SAN FRANCISCO—A ruling in April of last year handed down by the California Supreme Court about the way a delivery service company classified its employees appears at first glance to have nothing to do with the adult entertainment industry, but now, eight months later, the ruling in Dynamex Operations West v. Superior Court of Los Angeles is having a major impact on California’s strip clubs and causing an “exodus” of strippers, according to a report this week in The San Francisco Examiner.
The ruling in the case involved Dynamex, a delivery firm, which was accused of improperly classifying its employees as “independent contractors” in order to get out of paying Social Security and unemployment taxes, worker’s compensation, and other requirements for employees.

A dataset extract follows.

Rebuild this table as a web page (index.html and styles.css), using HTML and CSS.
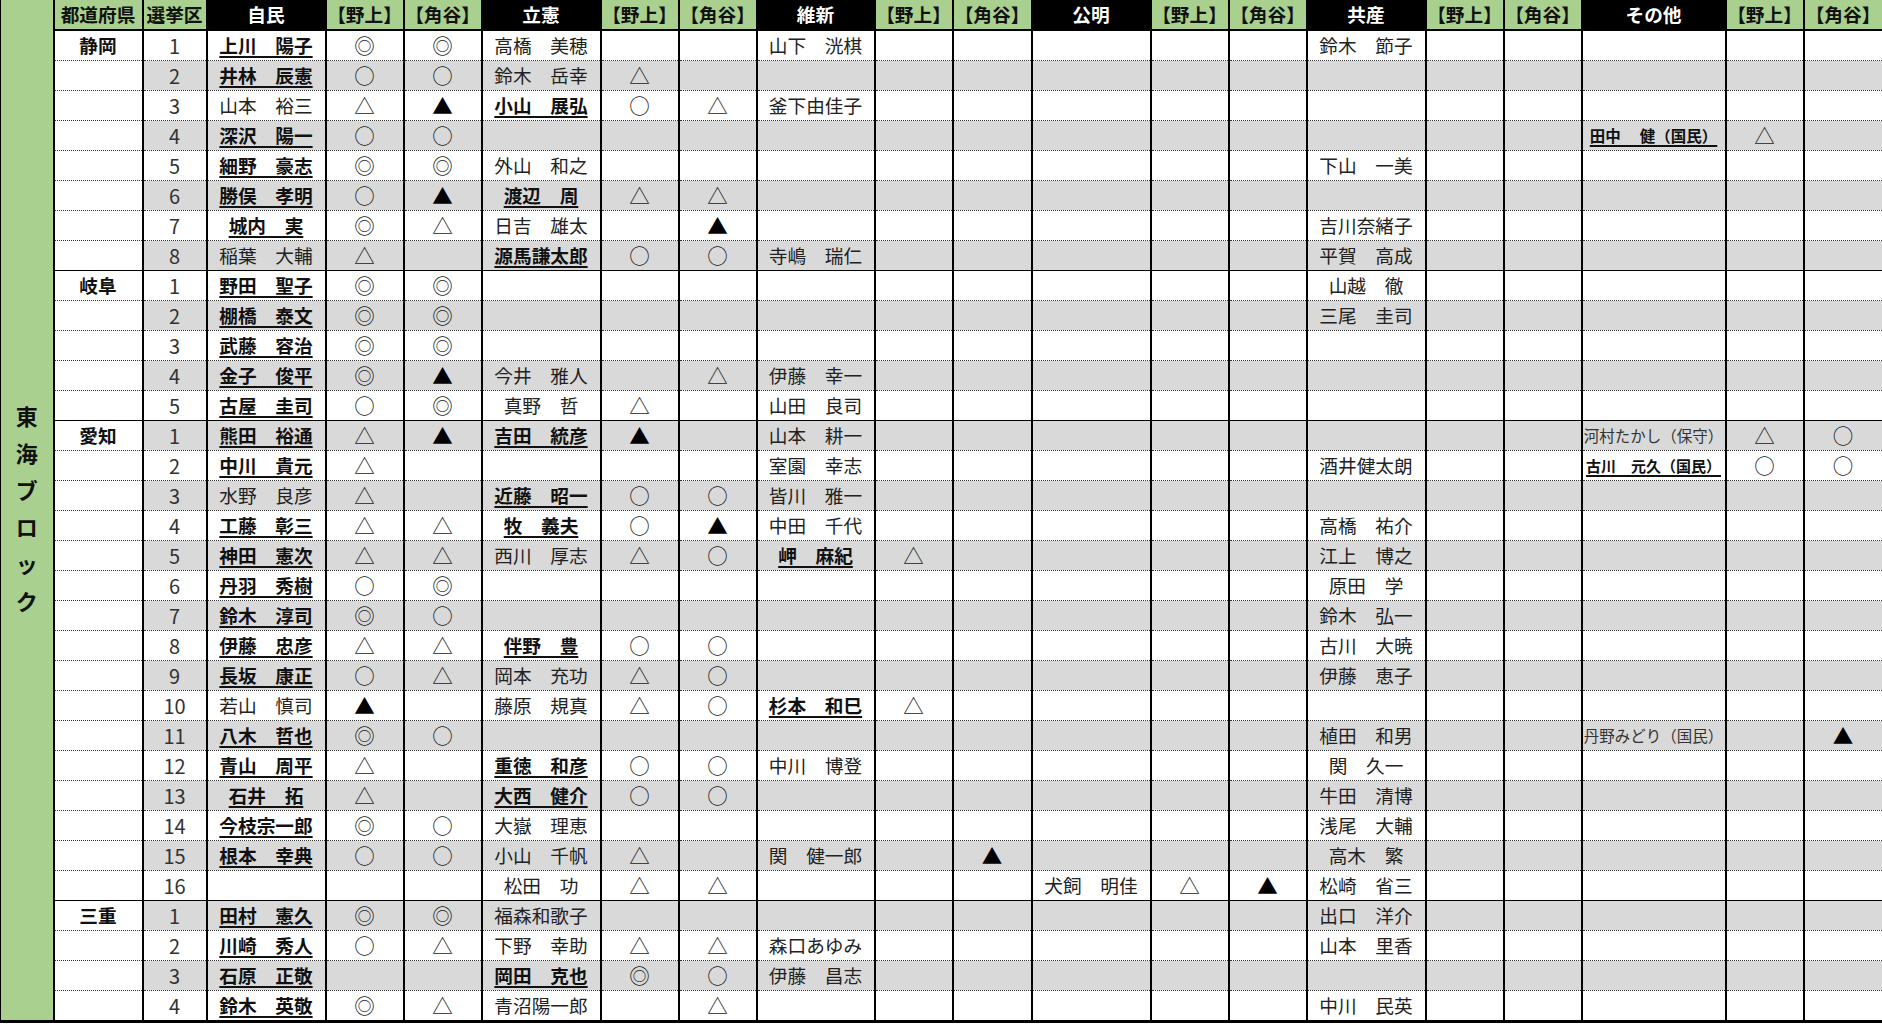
FILE: index.html
```html
<!DOCTYPE html>
<html lang="ja">
<head>
<meta charset="utf-8">
<title>東海ブロック</title>
<link rel="stylesheet" href="styles.css">
</head>
<body>
<table class="sheet">
<colgroup>
<col style="width:53px"><col style="width:89px"><col style="width:64px">
<col style="width:119px"><col style="width:78px"><col style="width:78px">
<col style="width:119px"><col style="width:78px"><col style="width:78px">
<col style="width:118px"><col style="width:78px"><col style="width:79px">
<col style="width:119px"><col style="width:78px"><col style="width:78px">
<col style="width:119px"><col style="width:78px"><col style="width:78px">
<col style="width:144px"><col style="width:78px"><col style="width:79px">
</colgroup>
<tbody>
<tr class="head">
<th rowspan="34" class="block"><div class="vt"><span>東</span><span>海</span><span>ブ</span><span>ロ</span><span>ッ</span><span>ク</span></div></th>
<th class="hg">都道府県</th><th class="hg">選挙区</th>
<th class="hb">自民</th><th class="hg">【野上】</th><th class="hg">【角谷】</th>
<th class="hb">立憲</th><th class="hg">【野上】</th><th class="hg">【角谷】</th>
<th class="hb">維新</th><th class="hg">【野上】</th><th class="hg">【角谷】</th>
<th class="hb">公明</th><th class="hg">【野上】</th><th class="hg">【角谷】</th>
<th class="hb">共産</th><th class="hg">【野上】</th><th class="hg">【角谷】</th>
<th class="hb">その他</th><th class="hg">【野上】</th><th class="hg">【角谷】</th>
</tr>
<!-- 静岡 -->
<tr class="first"><td class="pref">静岡</td><td class="d">1</td><td class="b">上川　陽子</td><td class="m">◎</td><td class="m">◎</td><td>高橋　美穂</td><td></td><td></td><td>山下　洸棋</td><td></td><td></td><td></td><td></td><td></td><td>鈴木　節子</td><td></td><td></td><td></td><td></td><td></td></tr>
<tr class="g"><td class="pref"></td><td class="d">2</td><td class="b">井林　辰憲</td><td class="m">○</td><td class="m">○</td><td>鈴木　岳幸</td><td class="m">△</td><td></td><td></td><td></td><td></td><td></td><td></td><td></td><td></td><td></td><td></td><td></td><td></td><td></td></tr>
<tr><td class="pref"></td><td class="d">3</td><td>山本　裕三</td><td class="m">△</td><td class="m k">▲</td><td class="b">小山　展弘</td><td class="m">○</td><td class="m">△</td><td>釜下由佳子</td><td></td><td></td><td></td><td></td><td></td><td></td><td></td><td></td><td></td><td></td><td></td></tr>
<tr class="g"><td class="pref"></td><td class="d">4</td><td class="b">深沢　陽一</td><td class="m">○</td><td class="m">○</td><td></td><td></td><td></td><td></td><td></td><td></td><td></td><td></td><td></td><td></td><td></td><td></td><td class="b bm">田中　 健（国民）</td><td class="m">△</td><td></td></tr>
<tr><td class="pref"></td><td class="d">5</td><td class="b">細野　豪志</td><td class="m">◎</td><td class="m">◎</td><td>外山　和之</td><td></td><td></td><td></td><td></td><td></td><td></td><td></td><td></td><td>下山　一美</td><td></td><td></td><td></td><td></td><td></td></tr>
<tr class="g"><td class="pref"></td><td class="d">6</td><td class="b">勝俣　孝明</td><td class="m">○</td><td class="m k">▲</td><td class="b">渡辺　周</td><td class="m">△</td><td class="m">△</td><td></td><td></td><td></td><td></td><td></td><td></td><td></td><td></td><td></td><td></td><td></td><td></td></tr>
<tr><td class="pref"></td><td class="d">7</td><td class="b">城内　実</td><td class="m">◎</td><td class="m">△</td><td>日吉　雄太</td><td></td><td class="m k">▲</td><td></td><td></td><td></td><td></td><td></td><td></td><td>吉川奈緒子</td><td></td><td></td><td></td><td></td><td></td></tr>
<tr class="g"><td class="pref"></td><td class="d">8</td><td>稲葉　大輔</td><td class="m">△</td><td></td><td class="b">源馬謙太郎</td><td class="m">○</td><td class="m">○</td><td>寺嶋　瑞仁</td><td></td><td></td><td></td><td></td><td></td><td>平賀　高成</td><td></td><td></td><td></td><td></td><td></td></tr>
<!-- 岐阜 -->
<tr class="first"><td class="pref">岐阜</td><td class="d">1</td><td class="b">野田　聖子</td><td class="m">◎</td><td class="m">◎</td><td></td><td></td><td></td><td></td><td></td><td></td><td></td><td></td><td></td><td>山越　徹</td><td></td><td></td><td></td><td></td><td></td></tr>
<tr class="g"><td class="pref"></td><td class="d">2</td><td class="b">棚橋　泰文</td><td class="m">◎</td><td class="m">◎</td><td></td><td></td><td></td><td></td><td></td><td></td><td></td><td></td><td></td><td>三尾　圭司</td><td></td><td></td><td></td><td></td><td></td></tr>
<tr><td class="pref"></td><td class="d">3</td><td class="b">武藤　容治</td><td class="m">◎</td><td class="m">◎</td><td></td><td></td><td></td><td></td><td></td><td></td><td></td><td></td><td></td><td></td><td></td><td></td><td></td><td></td><td></td></tr>
<tr class="g"><td class="pref"></td><td class="d">4</td><td class="b">金子　俊平</td><td class="m">◎</td><td class="m k">▲</td><td>今井　雅人</td><td></td><td class="m">△</td><td>伊藤　幸一</td><td></td><td></td><td></td><td></td><td></td><td></td><td></td><td></td><td></td><td></td><td></td></tr>
<tr><td class="pref"></td><td class="d">5</td><td class="b">古屋　圭司</td><td class="m">○</td><td class="m">◎</td><td>真野　哲</td><td class="m">△</td><td></td><td>山田　良司</td><td></td><td></td><td></td><td></td><td></td><td></td><td></td><td></td><td></td><td></td><td></td></tr>
<!-- 愛知 -->
<tr class="first g"><td class="pref">愛知</td><td class="d">1</td><td class="b">熊田　裕通</td><td class="m">△</td><td class="m k">▲</td><td class="b">吉田　統彦</td><td class="m k">▲</td><td></td><td>山本　耕一</td><td></td><td></td><td></td><td></td><td></td><td></td><td></td><td></td><td class="s">河村たかし（保守）</td><td class="m">△</td><td class="m">○</td></tr>
<tr><td class="pref"></td><td class="d">2</td><td class="b">中川　貴元</td><td class="m">△</td><td></td><td></td><td></td><td></td><td>室園　幸志</td><td></td><td></td><td></td><td></td><td></td><td>酒井健太朗</td><td></td><td></td><td class="b bs">古川　元久（国民）</td><td class="m">○</td><td class="m">○</td></tr>
<tr class="g"><td class="pref"></td><td class="d">3</td><td>水野　良彦</td><td class="m">△</td><td></td><td class="b">近藤　昭一</td><td class="m">○</td><td class="m">○</td><td>皆川　雅一</td><td></td><td></td><td></td><td></td><td></td><td></td><td></td><td></td><td></td><td></td><td></td></tr>
<tr><td class="pref"></td><td class="d">4</td><td class="b">工藤　彰三</td><td class="m">△</td><td class="m">△</td><td class="b">牧　義夫</td><td class="m">○</td><td class="m k">▲</td><td>中田　千代</td><td></td><td></td><td></td><td></td><td></td><td>高橋　祐介</td><td></td><td></td><td></td><td></td><td></td></tr>
<tr class="g"><td class="pref"></td><td class="d">5</td><td class="b">神田　憲次</td><td class="m">△</td><td class="m">△</td><td>西川　厚志</td><td class="m">△</td><td class="m">○</td><td class="b">岬　麻紀</td><td class="m">△</td><td></td><td></td><td></td><td></td><td>江上　博之</td><td></td><td></td><td></td><td></td><td></td></tr>
<tr><td class="pref"></td><td class="d">6</td><td class="b">丹羽　秀樹</td><td class="m">○</td><td class="m">◎</td><td></td><td></td><td></td><td></td><td></td><td></td><td></td><td></td><td></td><td>原田　学</td><td></td><td></td><td></td><td></td><td></td></tr>
<tr class="g"><td class="pref"></td><td class="d">7</td><td class="b">鈴木　淳司</td><td class="m">◎</td><td class="m">○</td><td></td><td></td><td></td><td></td><td></td><td></td><td></td><td></td><td></td><td>鈴木　弘一</td><td></td><td></td><td></td><td></td><td></td></tr>
<tr><td class="pref"></td><td class="d">8</td><td class="b">伊藤　忠彦</td><td class="m">△</td><td class="m">△</td><td class="b">伴野　豊</td><td class="m">○</td><td class="m">○</td><td></td><td></td><td></td><td></td><td></td><td></td><td>古川　大暁</td><td></td><td></td><td></td><td></td><td></td></tr>
<tr class="g"><td class="pref"></td><td class="d">9</td><td class="b">長坂　康正</td><td class="m">○</td><td class="m">△</td><td>岡本　充功</td><td class="m">△</td><td class="m">○</td><td></td><td></td><td></td><td></td><td></td><td></td><td>伊藤　恵子</td><td></td><td></td><td></td><td></td><td></td></tr>
<tr><td class="pref"></td><td class="d">10</td><td>若山　慎司</td><td class="m k">▲</td><td></td><td>藤原　規真</td><td class="m">△</td><td class="m">○</td><td class="b">杉本　和巳</td><td class="m">△</td><td></td><td></td><td></td><td></td><td></td><td></td><td></td><td></td><td></td><td></td></tr>
<tr class="g"><td class="pref"></td><td class="d">11</td><td class="b">八木　哲也</td><td class="m">◎</td><td class="m">○</td><td></td><td></td><td></td><td></td><td></td><td></td><td></td><td></td><td></td><td>植田　和男</td><td></td><td></td><td class="s">丹野みどり（国民）</td><td></td><td class="m k">▲</td></tr>
<tr><td class="pref"></td><td class="d">12</td><td class="b">青山　周平</td><td class="m">△</td><td></td><td class="b">重徳　和彦</td><td class="m">○</td><td class="m">○</td><td>中川　博登</td><td></td><td></td><td></td><td></td><td></td><td>関　久一</td><td></td><td></td><td></td><td></td><td></td></tr>
<tr class="g"><td class="pref"></td><td class="d">13</td><td class="b">石井　拓</td><td class="m">△</td><td></td><td class="b">大西　健介</td><td class="m">○</td><td class="m">○</td><td></td><td></td><td></td><td></td><td></td><td></td><td>牛田　清博</td><td></td><td></td><td></td><td></td><td></td></tr>
<tr><td class="pref"></td><td class="d">14</td><td class="b">今枝宗一郎</td><td class="m">◎</td><td class="m">○</td><td>大嶽　理恵</td><td></td><td></td><td></td><td></td><td></td><td></td><td></td><td></td><td>浅尾　大輔</td><td></td><td></td><td></td><td></td><td></td></tr>
<tr class="g"><td class="pref"></td><td class="d">15</td><td class="b">根本　幸典</td><td class="m">○</td><td class="m">○</td><td>小山　千帆</td><td class="m">△</td><td></td><td>関　健一郎</td><td></td><td class="m k">▲</td><td></td><td></td><td></td><td>高木　繁</td><td></td><td></td><td></td><td></td><td></td></tr>
<tr><td class="pref"></td><td class="d">16</td><td></td><td></td><td></td><td>松田　功</td><td class="m">△</td><td class="m">△</td><td></td><td></td><td></td><td>犬飼　明佳</td><td class="m">△</td><td class="m k">▲</td><td>松崎　省三</td><td></td><td></td><td></td><td></td><td></td></tr>
<!-- 三重 -->
<tr class="first g"><td class="pref thin">三重</td><td class="d">1</td><td class="b">田村　憲久</td><td class="m">◎</td><td class="m">◎</td><td>福森和歌子</td><td></td><td></td><td></td><td></td><td></td><td></td><td></td><td></td><td>出口　洋介</td><td></td><td></td><td></td><td></td><td></td></tr>
<tr><td class="pref"></td><td class="d">2</td><td class="b">川崎　秀人</td><td class="m">○</td><td class="m">△</td><td>下野　幸助</td><td class="m">△</td><td class="m">△</td><td>森口あゆみ</td><td></td><td></td><td></td><td></td><td></td><td>山本　里香</td><td></td><td></td><td></td><td></td><td></td></tr>
<tr class="g"><td class="pref"></td><td class="d">3</td><td class="b">石原　正敬</td><td></td><td></td><td class="b">岡田　克也</td><td class="m">◎</td><td class="m">○</td><td>伊藤　昌志</td><td></td><td></td><td></td><td></td><td></td><td></td><td></td><td></td><td></td><td></td><td></td></tr>
<tr class="last"><td class="pref"></td><td class="d">4</td><td class="b">鈴木　英敬</td><td class="m">◎</td><td class="m">△</td><td>青沼陽一郎</td><td></td><td class="m">△</td><td></td><td></td><td></td><td></td><td></td><td></td><td>中川　民英</td><td></td><td></td><td></td><td></td><td></td></tr>
</tbody>
</table>
</body>
</html>
```
FILE: styles.css
```css
html, body {
  margin: 0;
  padding: 0;
  background: #ffffff;
}

.sheet {
  border-collapse: collapse;
  table-layout: fixed;
  width: 1882px;
  font-family: "Noto Sans CJK JP", "Noto Sans", sans-serif;
  font-size: 18.67px;
  color: #222222;
  border-bottom: 3px solid #000000;
}

.sheet th,
.sheet td {
  padding: 0;
  text-align: center;
  vertical-align: middle;
  white-space: nowrap;
  overflow: hidden;
  line-height: 1;
  border-left: 2px solid #000000;
  border-right: 2px solid #000000;
}

.sheet td {
  height: 29px;
  border-top: 1px dotted #333333;
}

.head th {
  height: 29px;
  font-weight: 700;
  border-bottom: 2px solid #000000;
}

.hg {
  background: #a9d08e;
  color: #111111;
}

.hb {
  background: #000000;
  color: #ffffff;
}

.sheet th.block {
  background: #a9d08e;
  border-left: 1px solid #000000;
  border-bottom: 0;
  height: auto;
}

.vt {
  display: flex;
  flex-direction: column;
  align-items: center;
  font-size: 22px;
  font-weight: 700;
  line-height: 37px;
  color: #111111;
  padding-bottom: 4px;
}

.sheet tr.first td {
  border-top: 1px solid #000000;
}

.sheet tr.g td {
  background: #d9d9d9;
}

.sheet tr.g td.pref,
.sheet td.pref {
  background: #ffffff;
  font-weight: 700;
  color: #111111;
}

.sheet td.pref.thin {
  font-weight: 400;
}

.d {
  font-size: 20px;
  color: #333333;
}

.b {
  font-weight: 700;
  color: #111111;
  text-decoration: underline;
  text-decoration-thickness: 1.5px;
  text-underline-offset: 3px;
}

.bm {
  font-size: 15.5px;
}

.bs {
  font-size: 15px;
}

.s {
  font-size: 15.5px;
  color: #333333;
}

.m {
  font-size: 20.5px;
  color: #1a1a1a;
}

.m.k {
  color: #000000;
}
```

Classifying workers as “employees” rather than independent contractors is estimated to cost employers between 20 and 30 percent more per worker, according to a report by The New York Times.
But in California, where upwards of 15 percent of workers are believed to take part in the “gig economy”—that is, working as independent contractors on a temporary, freelance basis—the ruling marked a massive shift, as the court handed down a new, stricter definition of “independent contractor,” forcing large numbers of gig workers to become company employees, or quit.
While the ruling caused confusion for workers in a wide variety of fields—perhaps most notably for drivers with rideshare companies such as Uber and Lyft—one group of workers was hit especially hard: Strippers.
Dancers who, according to Examiner reporters Laura Waxmann and Michael Toren, “were used to walking out of the club’s doors with cash each night—often hundreds of dollars—after their shifts ended” suddenly found themselves receiving paychecks, with withholding taxes and other deductions subtracted. But even more importantly, the checks had their real names on them.
“This whole business will be completely ruined,” said “Darla,” a dancer who recently quit work at a San Francisco club, in the Examiner report. “The whole point about being a stripper is you go in, get fast cash, no one knows how you’re getting it, it’s not documented and it’s not taken from you.”
The history of whether dancers are independent contractors or employees has long been the subject of litigation in virtually every state in the country, with most such lawsuits being decided on a case-by-case basis—but the California ruling may be the only statewide decision on the topic.
The strip club chain BSC Management, which owns 10 of the 12 strip clubs in San Francisco, told The Examiner that about 200 dancers have quit work at the chain’s establishments since they were reclassified as “employees” and began receiving an hourly wage plus commissions in a paycheck with “matching payroll taxes, unemployment compensation, workman’s compensation, Healthy San Francisco costs, Affordable Care Insurance costs, and sick leave pay” deducted, according to BSC’s marketing manager Axel Sang.
“A substantial reduction in the number of entertainers performing as well as the substantial increased payroll and other costs makes it very difficult to generate profits,” Sang told Waxmann and Toren.
“I can go work at McDonald’s for $15 an hour, and not take off my clothes, and not put up with the crap I put up with as a dancer,” the ex-dancer “Darla” told the newspaper.
While in theory, dancers could qualify for health insurance under the new rules, in practice, according to the report, few dancers are able to work sufficient hours to qualify as “full time,” making them ineligible for insurance.